Day Keene: The man who "wrote everything"
and Other Stories
Day Keene in the Detective Pulps, Vol. #4
By Day Keene
Edited By David Laurence Wilson
Ramble House. 228 pp. $20
Reviewed by Peter Rozovsky
The "Thrilling Detective" website (http://www.thrillingdetective.com/trivia/keene.html) says Day Keene "churned out some crap, but what's amazing is how much of it was good stuff."
The Case of the Bearded Bride and Other Stories, fourth in a series of Keene collections issued by Ramble House, offers, if not some of both, then at least some good stuff along with a few period pieces from the 1930s by a pulp writer who hit his stride in the 1940s and '50s.
Perhaps, though, the differences between the two indicate more about the fashions of the day than about what Keene could or could not do.

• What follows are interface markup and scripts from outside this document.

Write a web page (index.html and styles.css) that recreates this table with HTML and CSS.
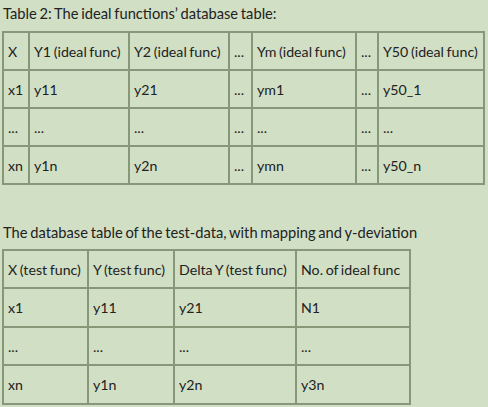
FILE: index.html
```html
<!DOCTYPE html>
<html>
<head>
<meta charset="utf-8">
<link rel="stylesheet" href="styles.css">
</head>
<body>
<div class="page">
  <p class="caption cap1">Table 2: The ideal functions’ database table:</p>
  <table class="grid t1">
    <colgroup>
      <col class="c26"><col class="c100"><col class="c100"><col class="c23"><col class="c104"><col class="c22"><col class="c106">
    </colgroup>
    <tr><td>X</td><td>Y1 (ideal func)</td><td>Y2 (ideal func)</td><td>...</td><td>Ym (ideal func)</td><td>...</td><td>Y50 (ideal func)</td></tr>
    <tr><td>x1</td><td>y11</td><td>y21</td><td>...</td><td>ym1</td><td>...</td><td>y50_1</td></tr>
    <tr><td>...</td><td>...</td><td>...</td><td>...</td><td>...</td><td>...</td><td>...</td></tr>
    <tr><td>xn</td><td>y1n</td><td>y2n</td><td>...</td><td>ymn</td><td>...</td><td>y50_n</td></tr>
  </table>
  <p class="caption cap2">The database table of the test-data, with mapping and y-deviation</p>
  <table class="grid t2">
    <colgroup>
      <col class="d85"><col class="d86"><col class="d122"><col class="d114">
    </colgroup>
    <tr><td>X (test func)</td><td>Y (test func)</td><td>Delta Y (test func)</td><td>No. of ideal func</td></tr>
    <tr class="tall"><td>x1</td><td>y11</td><td>y21</td><td>N1</td></tr>
    <tr><td>...</td><td>...</td><td>...</td><td>...</td></tr>
    <tr class="tall"><td>xn</td><td>y1n</td><td>y2n</td><td>y3n</td></tr>
  </table>
</div>
</body>
</html>
```
FILE: styles.css
```css
html, body {
  margin: 0;
  padding: 0;
  background: #d1dfc4;
}
.page {
  width: 488px;
  height: 407px;
  background: #d1dfc4;
  font-family: Lato, "Liberation Sans", sans-serif;
  font-size: 14.7px;
  color: #222222;
  padding-top: 4px;
  box-sizing: border-box;
  overflow: hidden;
}
.caption {
  margin: 0 0 0 3px;
  line-height: 18px;
  word-spacing: -1px;
}
.cap1 { margin-bottom: 9px; }
.cap2 { margin-top: 38px; margin-bottom: 8px; }
.grid {
  border-collapse: collapse;
  table-layout: fixed;
  margin-left: 2px;
}
.grid td {
  border: 2px solid #879879;
  padding: 0 0 0 4px;
  height: 36px;
  white-space: nowrap;
  overflow: hidden;
  font-size: 14.2px;
  word-spacing: -1px;
}
.t1 { width: 482px; }
.t2 { width: 408px; }
.t2 .tall td { height: 37px; }
.c26 { width: 26px; }
.c100 { width: 100px; }
.c23 { width: 23px; }
.c104 { width: 104px; }
.c22 { width: 22px; }
.c106 { width: 106px; }
.d85 { width: 85px; }
.d86 { width: 86px; }
.d122 { width: 122px; }
.d114 { width: 114px; }
```
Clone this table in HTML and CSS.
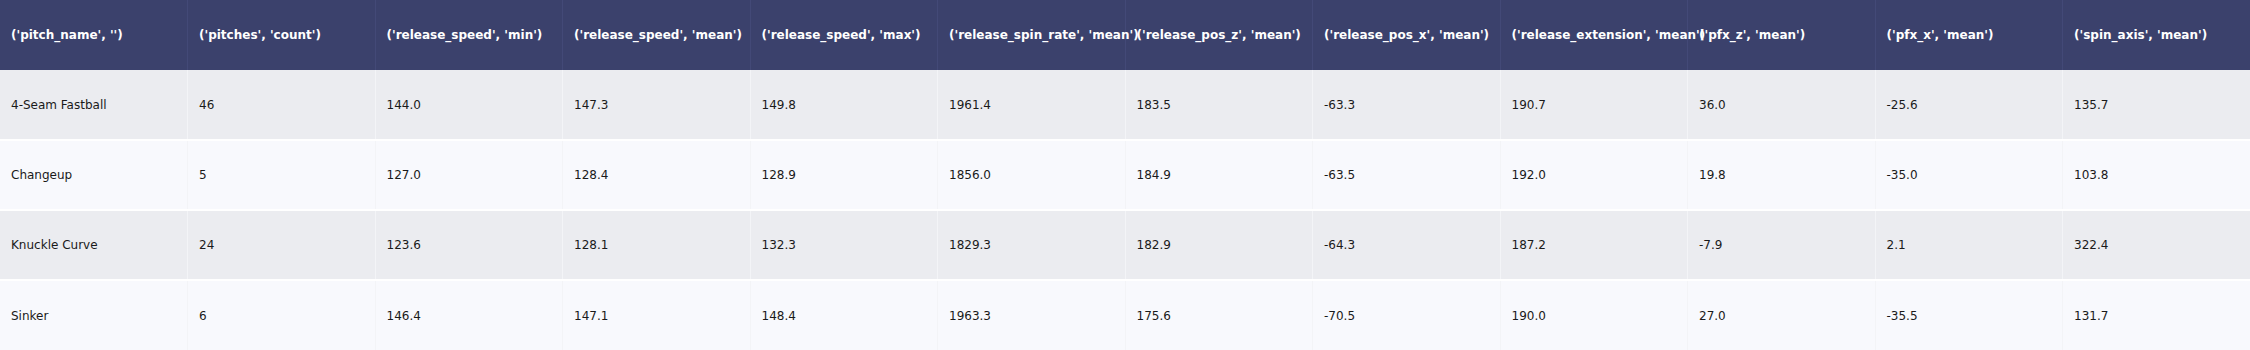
FILE: index.html
```html
<!DOCTYPE html>
<html lang="en">
<head>
  <meta charset="UTF-8" />
  <title>Pitch summary</title>
  <link rel="stylesheet" href="styles.css">
</head>
<body>
  <table class="stats-table">
    <thead>
      <tr>
        <th>('pitch_name', '')</th>
        <th>('pitches', 'count')</th>
        <th>('release_speed', 'min')</th>
        <th>('release_speed', 'mean')</th>
        <th>('release_speed', 'max')</th>
        <th>('release_spin_rate', 'mean')</th>
        <th>('release_pos_z', 'mean')</th>
        <th>('release_pos_x', 'mean')</th>
        <th>('release_extension', 'mean')</th>
        <th>('pfx_z', 'mean')</th>
        <th>('pfx_x', 'mean')</th>
        <th>('spin_axis', 'mean')</th>
      </tr>
    </thead>
    <tbody>
      <tr>
        <td>4-Seam Fastball</td><td>46</td><td>144.0</td><td>147.3</td><td>149.8</td><td>1961.4</td>
        <td>183.5</td><td>-63.3</td><td>190.7</td><td>36.0</td><td>-25.6</td><td>135.7</td>
      </tr>
      <tr>
        <td>Changeup</td><td>5</td><td>127.0</td><td>128.4</td><td>128.9</td><td>1856.0</td>
        <td>184.9</td><td>-63.5</td><td>192.0</td><td>19.8</td><td>-35.0</td><td>103.8</td>
      </tr>
      <tr>
        <td>Knuckle Curve</td><td>24</td><td>123.6</td><td>128.1</td><td>132.3</td><td>1829.3</td>
        <td>182.9</td><td>-64.3</td><td>187.2</td><td>-7.9</td><td>2.1</td><td>322.4</td>
      </tr>
      <tr>
        <td>Sinker</td><td>6</td><td>146.4</td><td>147.1</td><td>148.4</td><td>1963.3</td>
        <td>175.6</td><td>-70.5</td><td>190.0</td><td>27.0</td><td>-35.5</td><td>131.7</td>
      </tr>
    </tbody>
  </table>
</body>
</html>
```

FILE: styles.css
```css
:root {
  --header-bg: #3b416c;
  --header-line: #434977;
  --row-odd: #ebecf0;
  --row-even: #f8f9fd;
  --cell-line: #f3f4f7;
  --text-color: #1a1a1a;
}
* { margin: 0; padding: 0; box-sizing: border-box; }
body {
  font-family: 'DejaVu Sans', Verdana, sans-serif;
  background: var(--row-even);
  width: 2250px;
  height: 350px;
  overflow: hidden;
}
.stats-table {
  width: 2250px;
  table-layout: fixed;
  border-collapse: collapse;
  font-size: 12px;
}
.stats-table th,
.stats-table td {
  height: 70px;
  padding: 0 0 0 11px;
  text-align: left;
  vertical-align: middle;
  white-space: nowrap;
  overflow: visible;
}
.stats-table th {
  background: var(--header-bg);
  color: #fff;
  font-weight: bold;
  border-left: 1px solid var(--header-line);
}
.stats-table td {
  color: var(--text-color);
  border-left: 1px solid var(--cell-line);
  border-top: 2px solid #fff;
}
.stats-table th:first-child,
.stats-table td:first-child { border-left: none; }
.stats-table tbody tr:nth-child(odd) td { background: var(--row-odd); }
.stats-table tbody tr:nth-child(even) td { background: var(--row-even); }
.stats-table tbody tr:first-child td { border-top: none; }
```
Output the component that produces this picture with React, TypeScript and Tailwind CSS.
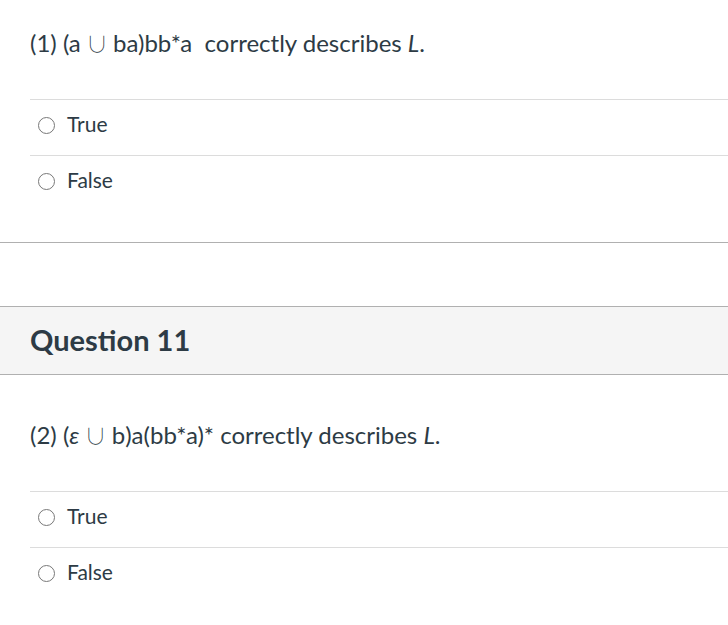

The first three stories ("Pure and Simple," "Excuse My Crust," and "The Case of the Bearded Bride") are longer than the rest and appeared under the author's own name, Gunnard Hjerstedt, between 1931 and 1935. The remaining seven appeared under the name John Corbett from 1942 to 1950.

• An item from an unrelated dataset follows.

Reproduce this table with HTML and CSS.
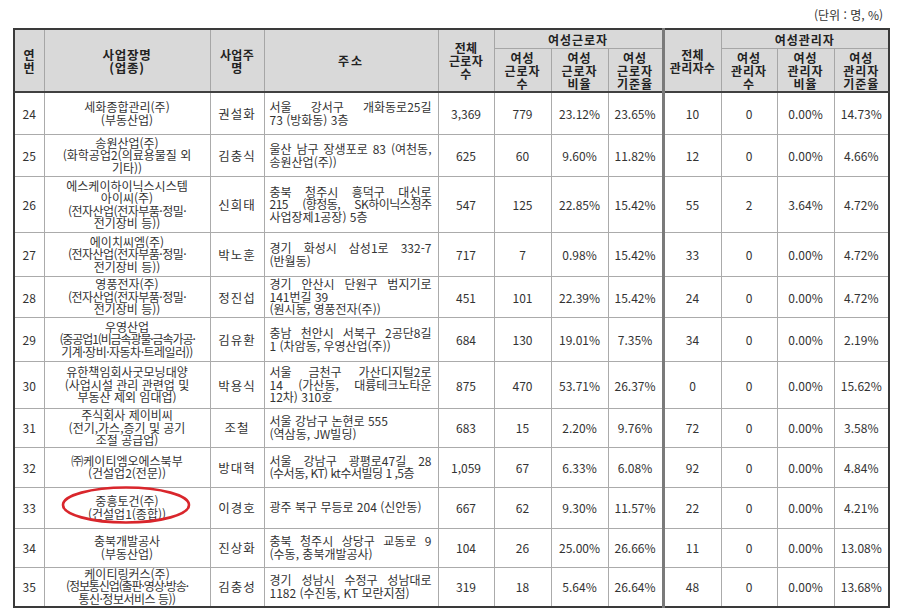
FILE: index.html
```html
<!DOCTYPE html>
<html lang="ko">
<head>
<meta charset="utf-8">
<title>여성근로자 현황</title>
<link rel="stylesheet" href="styles.css">
</head>
<body>
<div class="page">
  <div class="unit">(단위 : 명, %)</div>
  <div class="wrap">
    <table class="grid">
      <colgroup>
        <col class="c-no"><col class="c-name"><col class="c-ceo"><col class="c-addr">
        <col class="c-n1"><col class="c-n2"><col class="c-n3"><col class="c-n4">
        <col class="c-n5"><col class="c-n6"><col class="c-n7"><col class="c-n8">
      </colgroup>
      <thead>
        <tr class="h1">
          <th rowspan="2">연<br>번</th>
          <th rowspan="2" class="wide">사업장명<br>(업종)</th>
          <th rowspan="2">사업주<br>명</th>
          <th rowspan="2" class="wide2">주소</th>
          <th rowspan="2">전체<br>근로자<br>수</th>
          <th colspan="3" class="sp">여성근로자</th>
          <th rowspan="2" class="split">전체<br>관리자수</th>
          <th colspan="3" class="sp">여성관리자</th>
        </tr>
        <tr class="h2">
          <th class="sp">여성<br>근로자<br>수</th>
          <th class="sp">여성<br>근로자<br>비율</th>
          <th class="sp">여성<br>근로자<br>기준율</th>
          <th class="sp">여성<br>관리자<br>수</th>
          <th class="sp">여성<br>관리자<br>비율</th>
          <th class="sp">여성<br>관리자<br>기준율</th>
        </tr>
      </thead>
      <tbody>
        <tr class="r42">
          <td>24</td>
          <td class="nm">세화종합관리(주)<br>(부동산업)</td>
          <td class="ceo">권설화</td>
          <td class="ad"><span class="j">서울 강서구 개화동로25길</span><span>73 (방화동) 3층</span></td>
          <td>3,369</td><td>779</td><td>23.12%</td><td class="split-l">23.65%</td>
          <td>10</td><td>0</td><td>0.00%</td><td>14.73%</td>
        </tr>
        <tr class="r42">
          <td>25</td>
          <td class="nm">송원산업(주)<br>(화학공업2(의료용물질 외<br>기타))</td>
          <td class="ceo">김충식</td>
          <td class="ad"><span class="j">울산 남구 장생포로 83 (여천동,</span><span>송원산업(주))</span></td>
          <td>625</td><td>60</td><td>9.60%</td><td class="split-l">11.82%</td>
          <td>12</td><td>0</td><td>0.00%</td><td>4.66%</td>
        </tr>
        <tr class="r56">
          <td>26</td>
          <td class="nm">에스케이하이닉스시스템<br>아이씨(주)<br><span class="t1">(전자산업(전자부품·정밀·</span><br>전기장비 등))</td>
          <td class="ceo">신희태</td>
          <td class="ad"><span class="j">충북 청주시 흥덕구 대신로</span><span class="j t1">215 (향정동, SK하이닉스청주</span><span>사업장제1공장) 5층</span></td>
          <td>547</td><td>125</td><td>22.85%</td><td class="split-l">15.42%</td>
          <td>55</td><td>2</td><td>3.64%</td><td>4.72%</td>
        </tr>
        <tr class="r44">
          <td>27</td>
          <td class="nm">에이치씨엠(주)<br><span class="t1">(전자산업(전자부품·정밀·</span><br>전기장비 등))</td>
          <td class="ceo">박노훈</td>
          <td class="ad"><span class="j">경기 화성시 삼성1로 332-7</span><span>(반월동)</span></td>
          <td>717</td><td>7</td><td>0.98%</td><td class="split-l">15.42%</td>
          <td>33</td><td>0</td><td>0.00%</td><td>4.72%</td>
        </tr>
        <tr class="r41">
          <td>28</td>
          <td class="nm">영풍전자(주)<br><span class="t1">(전자산업(전자부품·정밀·</span><br>전기장비 등))</td>
          <td class="ceo">정진섭</td>
          <td class="ad"><span class="j">경기 안산시 단원구 범지기로</span><span>141번길 39</span><span>(원시동, 영풍전자(주))</span></td>
          <td>451</td><td>101</td><td>22.39%</td><td class="split-l">15.42%</td>
          <td>24</td><td>0</td><td>0.00%</td><td>4.72%</td>
        </tr>
        <tr class="r44">
          <td>29</td>
          <td class="nm">우영산업<br><span class="t2">(중공업1(비금속광물·금속가공·</span><br><span class="t1">기계·장비·자동차·트레일러))</span></td>
          <td class="ceo">김유환</td>
          <td class="ad"><span class="j">충남 천안시 서북구 2공단8길</span><span>1 (차암동, 우영산업(주))</span></td>
          <td>684</td><td>130</td><td>19.01%</td><td class="split-l">7.35%</td>
          <td>34</td><td>0</td><td>0.00%</td><td>2.19%</td>
        </tr>
        <tr class="r47">
          <td>30</td>
          <td class="nm">유한책임회사굿모닝대양<br>(사업시설 관리 관련업 및<br>부동산 제외 임대업)</td>
          <td class="ceo">박용식</td>
          <td class="ad"><span class="j">서울 금천구 가산디지털2로</span><span class="j">14 (가산동, 대륭테크노타운</span><span>12차) 310호</span></td>
          <td>875</td><td>470</td><td>53.71%</td><td class="split-l">26.37%</td>
          <td>0</td><td>0</td><td>0.00%</td><td>15.62%</td>
        </tr>
        <tr class="r38">
          <td>31</td>
          <td class="nm">주식회사 제이비씨<br>(전기,가스,증기 및 공기<br>조절 공급업)</td>
          <td class="ceo">조철</td>
          <td class="ad"><span>서울 강남구 논현로 555</span><span>(역삼동, JW빌딩)</span></td>
          <td>683</td><td>15</td><td>2.20%</td><td class="split-l">9.76%</td>
          <td>72</td><td>0</td><td>0.00%</td><td>3.58%</td>
        </tr>
        <tr class="r40">
          <td>32</td>
          <td class="nm">㈜케이티엠오에스북부<br>(건설업2(전문))</td>
          <td class="ceo">방대혁</td>
          <td class="ad"><span class="j">서울 강남구 광평로47길 28</span><span class="t1">(수서동, KT) kt수서빌딩 1 ,5층</span></td>
          <td>1,059</td><td>67</td><td>6.33%</td><td class="split-l">6.08%</td>
          <td>92</td><td>0</td><td>0.00%</td><td>4.84%</td>
        </tr>
        <tr class="r41">
          <td>33</td>
          <td class="nm">중흥토건(주)<br>(건설업1(종합))</td>
          <td class="ceo">이경호</td>
          <td class="ad"><span>광주 북구 무등로 204 (신안동)</span></td>
          <td>667</td><td>62</td><td>9.30%</td><td class="split-l">11.57%</td>
          <td>22</td><td>0</td><td>0.00%</td><td>4.21%</td>
        </tr>
        <tr class="r39">
          <td>34</td>
          <td class="nm">충북개발공사<br>(부동산업)</td>
          <td class="ceo">진상화</td>
          <td class="ad"><span class="j">충북 청주시 상당구 교동로 9</span><span>(수동, 충북개발공사)</span></td>
          <td>104</td><td>26</td><td>25.00%</td><td class="split-l">26.66%</td>
          <td>11</td><td>0</td><td>0.00%</td><td>13.08%</td>
        </tr>
        <tr class="r39">
          <td>35</td>
          <td class="nm">케이티링커스(주)<br><span class="t2">(정보통신업(출판·영상·방송·</span><br><span class="t1">통신·정보서비스 등))</span></td>
          <td class="ceo">김충성</td>
          <td class="ad"><span class="j">경기 성남시 수정구 성남대로</span><span>1182 (수진동, KT 모란지점)</span></td>
          <td>319</td><td>18</td><td>5.64%</td><td class="split-l">26.64%</td>
          <td>48</td><td>0</td><td>0.00%</td><td>13.68%</td>
        </tr>
      </tbody>
    </table>
    <svg class="mark" width="140" height="44" viewBox="0 0 140 44">
      <ellipse cx="70" cy="22" rx="63" ry="17.5" fill="none" stroke="#d9262c" stroke-width="2.6"/>
    </svg>
  </div>
</div>
</body>
</html>
```

FILE: styles.css
```css
html, body {
  margin: 0;
  padding: 0;
  background: #ffffff;
}

body {
  font-family: "Noto Sans CJK KR", "Noto Sans", sans-serif;
  color: #333333;
}

.page {
  padding-left: 13px;
  width: 876px;
}

.unit {
  height: 28px;
  box-sizing: border-box;
  padding-top: 7px;
  padding-right: 6px;
  text-align: right;
  font-size: 12px;
  line-height: 15px;
  color: #333;
}

.wrap {
  position: relative;
}

.grid {
  border-collapse: collapse;
  table-layout: fixed;
  width: 876px;
  border: 2px solid #3a3a3a;
  font-size: 12px;
}

.c-no { width: 30px; }
.c-name { width: 166px; }
.c-ceo { width: 54px; }
.c-addr { width: 174px; }
.c-n1 { width: 56px; }
.c-n2 { width: 57px; }
.c-n3 { width: 57px; }
.c-n4 { width: 55px; }
.c-n5 { width: 58px; }
.c-n6 { width: 56px; }
.c-n7 { width: 57px; }
.c-n8 { width: 55px; }

.grid th {
  background: #d9d9d9;
  font-weight: bold;
  font-size: 12px;
  line-height: 13px;
  color: #222;
  border: 1px solid #a6a6a6;
  padding: 0;
  text-align: center;
  vertical-align: middle;
  letter-spacing: 0.3px;
}

.grid th.wide {
  font-size: 12.5px;
  letter-spacing: 0.8px;
}

.grid th.wide2 {
  letter-spacing: 2px;
}

.grid th.sp {
  letter-spacing: 1px;
}

.grid thead tr.h2 th {
  border-bottom: 2px solid #404040;
}

.grid thead tr.h1 th[rowspan] {
  border-bottom: 2px solid #404040;
}

.h1 th { height: 18px; }
.h2 th { height: 42px; }

.grid td {
  border: 1px solid #ababab;
  padding: 0;
  text-align: center;
  vertical-align: middle;
  line-height: 13px;
  white-space: nowrap;
}

.grid th.split,
.grid td.split-l + td {
  border-left: 3px solid #7a7a7a;
}

.grid td.nm {
  line-height: 12.5px;
}

.grid td.ceo {
  font-size: 12.5px;
  letter-spacing: 1px;
}

.grid td.ad {
  text-align: left;
  padding: 0 6px 0 5px;
  line-height: 12.5px;
}

.ad span {
  display: block;
}

.ad span.j {
  text-align: justify;
  text-align-last: justify;
}

.t1 { letter-spacing: -0.5px; }
.t2 { letter-spacing: -1.1px; }

.r38 td { height: 37px; }
.r39 td { height: 38px; }
.r40 td { height: 39px; }
.r41 td { height: 40px; }
.r42 td { height: 41px; }
.r44 td { height: 43px; }
.r47 td { height: 46px; }
.r56 td { height: 55px; }

.mark {
  position: absolute;
  left: 43px;
  top: 455px;
  pointer-events: none;
}
```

The first of those periods was a heyday of wisecracking crime-fighting teams, a trend whose most distinguished examples are probably Frederick Nebel's Kennedy and MacBride stories. These early Day Keene stories are full of wisecracks, verbs of attribution that sound odd to the modern taste for stripped-down prose (" 'She didn't have nothing to do with that Baylor case,' McCoy defended."), and characters with names like Dolores Delite and Adore Dorado (not to mention lead detectives named McCoy and McCreedy. Celtic names were big in the pulps back then).
Keene will use comprise in the sense that is usually considered incorrect today (" . . . one of the twenty-odd [rooms] that comprised the L-winged mansion . . . "), and at least once he has a character reclining on a chaise lounge, a widespread solecism for chaise longue, French for long chair. Was Keene/Hjerstedt a sloppier writer in his early years, or did American readers and popular writers grow fussier when the whole country went off to college after World War II?

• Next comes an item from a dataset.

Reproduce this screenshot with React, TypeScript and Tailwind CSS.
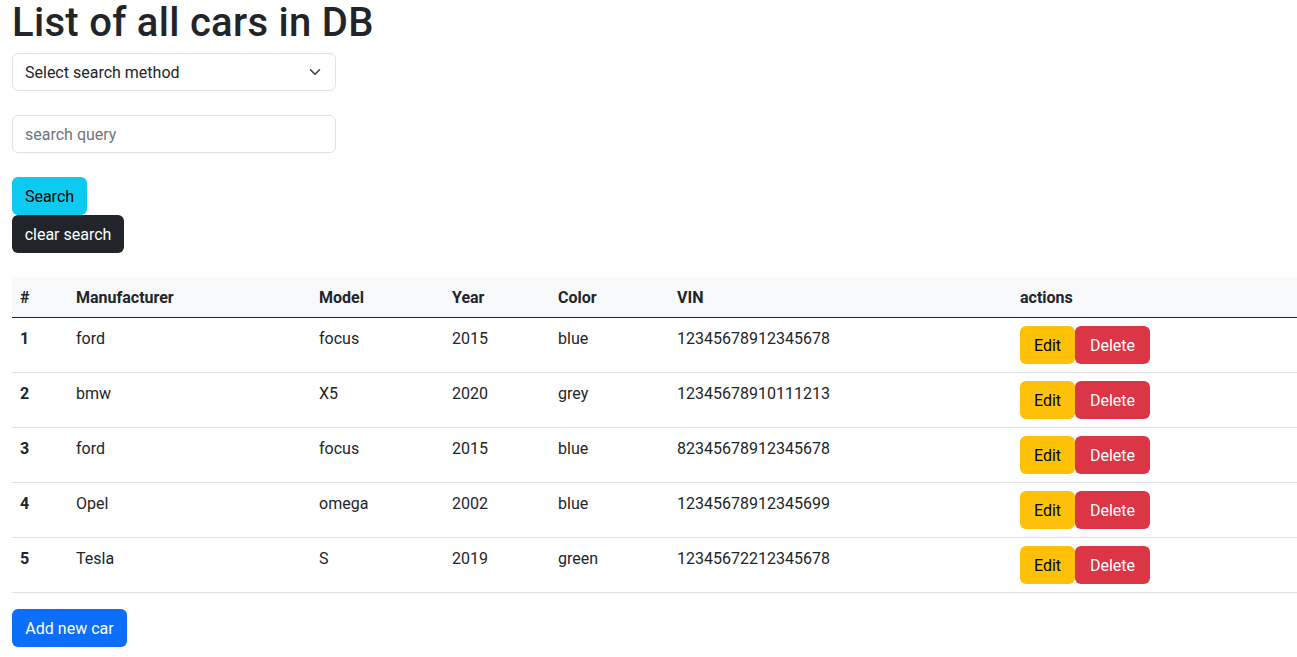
import React from 'react';

const cars = [
  { id: 1, manufacturer: 'ford', model: 'focus', year: 2015, color: 'blue', vin: '12345678912345678' },
  { id: 2, manufacturer: 'bmw', model: 'X5', year: 2020, color: 'grey', vin: '12345678910111213' },
  { id: 3, manufacturer: 'ford', model: 'focus', year: 2015, color: 'blue', vin: '82345678912345678' },
  { id: 4, manufacturer: 'Opel', model: 'omega', year: 2002, color: 'blue', vin: '12345678912345699' },
  { id: 5, manufacturer: 'Tesla', model: 'S', year: 2019, color: 'green', vin: '12345672212345678' },
];

const App = () => {
  return (
    <div className="min-h-screen bg-white pl-3 text-[16px] leading-6 text-[#212529] font-['Roboto',sans-serif]">
      <h1 className="text-[40px] leading-[45px] font-medium mb-2 tracking-[0.3px]">List of all cars in DB</h1>

      <div className="relative w-[324px] h-[38px] border border-[#dee2e6] rounded-md flex items-center pl-3 pt-px">
        <span>Select search method</span>
        <svg className="absolute right-[12px] top-[12px]" width="16" height="12" viewBox="0 0 16 16" fill="none">
          <path d="m2 5 6 6 6-6" stroke="#343a40" strokeWidth="2" strokeLinecap="round" strokeLinejoin="round" />
        </svg>
      </div>

      <input
        placeholder="search query"
        className="mt-6 block w-[324px] h-[38px] border border-[#dee2e6] rounded-md px-3 pt-px placeholder:text-[#6c757d] outline-none"
      />

      <div className="mt-6 flex flex-col items-start">
        <button className="w-[75px] h-[38px] pt-px bg-[#0dcaf0] text-black rounded-md">Search</button>
        <button className="w-[112px] h-[38px] pt-px bg-[#212529] text-white rounded-md">clear search</button>
      </div>

      <table className="mt-6 w-[1285px] border-collapse text-left align-top">
        <thead>
          <tr className="bg-[#f8f9fa] border-b border-[#212529] font-bold">
            <th className="w-[56px] px-2 pt-[9px] pb-[7px]">#</th>
            <th className="w-[243px] px-2 pt-[9px] pb-[7px]">Manufacturer</th>
            <th className="w-[133px] px-2 pt-[9px] pb-[7px]">Model</th>
            <th className="w-[106px] px-2 pt-[9px] pb-[7px]">Year</th>
            <th className="w-[119px] px-2 pt-[9px] pb-[7px]">Color</th>
            <th className="w-[343px] px-2 pt-[9px] pb-[7px]">VIN</th>
            <th className="px-2 pt-[9px] pb-[7px]">actions</th>
          </tr>
        </thead>
        <tbody>
          {cars.map((car) => (
            <tr key={car.id} className="border-b border-[#dee2e6] align-top">
              <td className="px-2 pt-[9px] pb-[7px] font-bold">{car.id}</td>
              <td className="px-2 pt-[9px] pb-[7px]">{car.manufacturer}</td>
              <td className="px-2 pt-[9px] pb-[7px]">{car.model}</td>
              <td className="px-2 pt-[9px] pb-[7px]">{car.year}</td>
              <td className="px-2 pt-[9px] pb-[7px]">{car.color}</td>
              <td className="px-2 pt-[9px] pb-[7px]">{car.vin}</td>
              <td className="p-2">
                <div className="flex">
                  <button className="w-[55px] h-[38px] pt-px bg-[#ffc107] text-black rounded-md">Edit</button>
                  <button className="w-[75px] h-[38px] pt-px bg-[#dc3545] text-white rounded-md">Delete</button>
                </div>
              </td>
            </tr>
          ))}
        </tbody>
      </table>

      <button className="mt-4 w-[115px] h-[38px] pt-px bg-[#0d6efd] text-white rounded-md">Add new car</button>
    </div>
  );
};

export default App;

Even if the war did not turn America into a nation of copy editors, it did mark a darker turn in Keene's writing. In "Tong Boy Goes to War" a Chinese American soldier paces his prison cell, contemplating his pending execution for a murder to which he admitted but did not commit. A cheater gets cheated with gruesome consequences in "This Way Out." An elaborate scheme with a gotcha ending ("Dig Deep, Brother") is leavened by what must be one of crime fiction's first serious considerations of the postwar land boom and its consequences for the personal lives of those who fought - and those they left behind.
These later stories may remind readers of the nightmare worlds of David Goodis or Cornell Woolrich, tight, constricted, and closing inward on the protagonist. Even those with happy endings take the protagonist and the reader through some hairy territory on the way.
If American taste changed in the decade between the two groups of stories, Keene was enough of a professional to adapt. Thrilling Detective says, "Day Keene wrote everything," not the sort of thing one is accustomed to in today's specialized reading world. If you read crime fiction, you know that Lee Child writes thrillers, Janet Evanovich writes comedy, and Stieg Larsson wrote grim, heavy tosh that managed to appeal to women's revenge fantasies and men's sexual fantasies at the same time.
Keene, on the other hand, was an earlyish representative of a world that vanished with the end of pulp detective magazines in the 1950s and of paperback original publishers such as Gold Medal Books. The late Donald E. Westlake came from that tradition, and Lawrence Block may be its last prominent and productive exemplar. These guys wrote everything. They wrote under their own names and phonebooks' worth of aliases, and the conditions under which they worked contributed much to their versatility. "If I'd had stellar success early on, I'm sure I would have written a lot less," Block said at Philadelphia's NoirCon crime convention last year.
These stories written under the Hjerstedt and Corbett names may surprise even fans who know Day Keene from his 1952 novel Home Is the Sailor, reprinted by in 2005 by Hard Case Crime. Online sources tend to begin with Keene's novels from the late 1940s on. Such lists, however, will include Keene's science fiction, his Westerns, and his "other fiction." Day Keene wrote everything.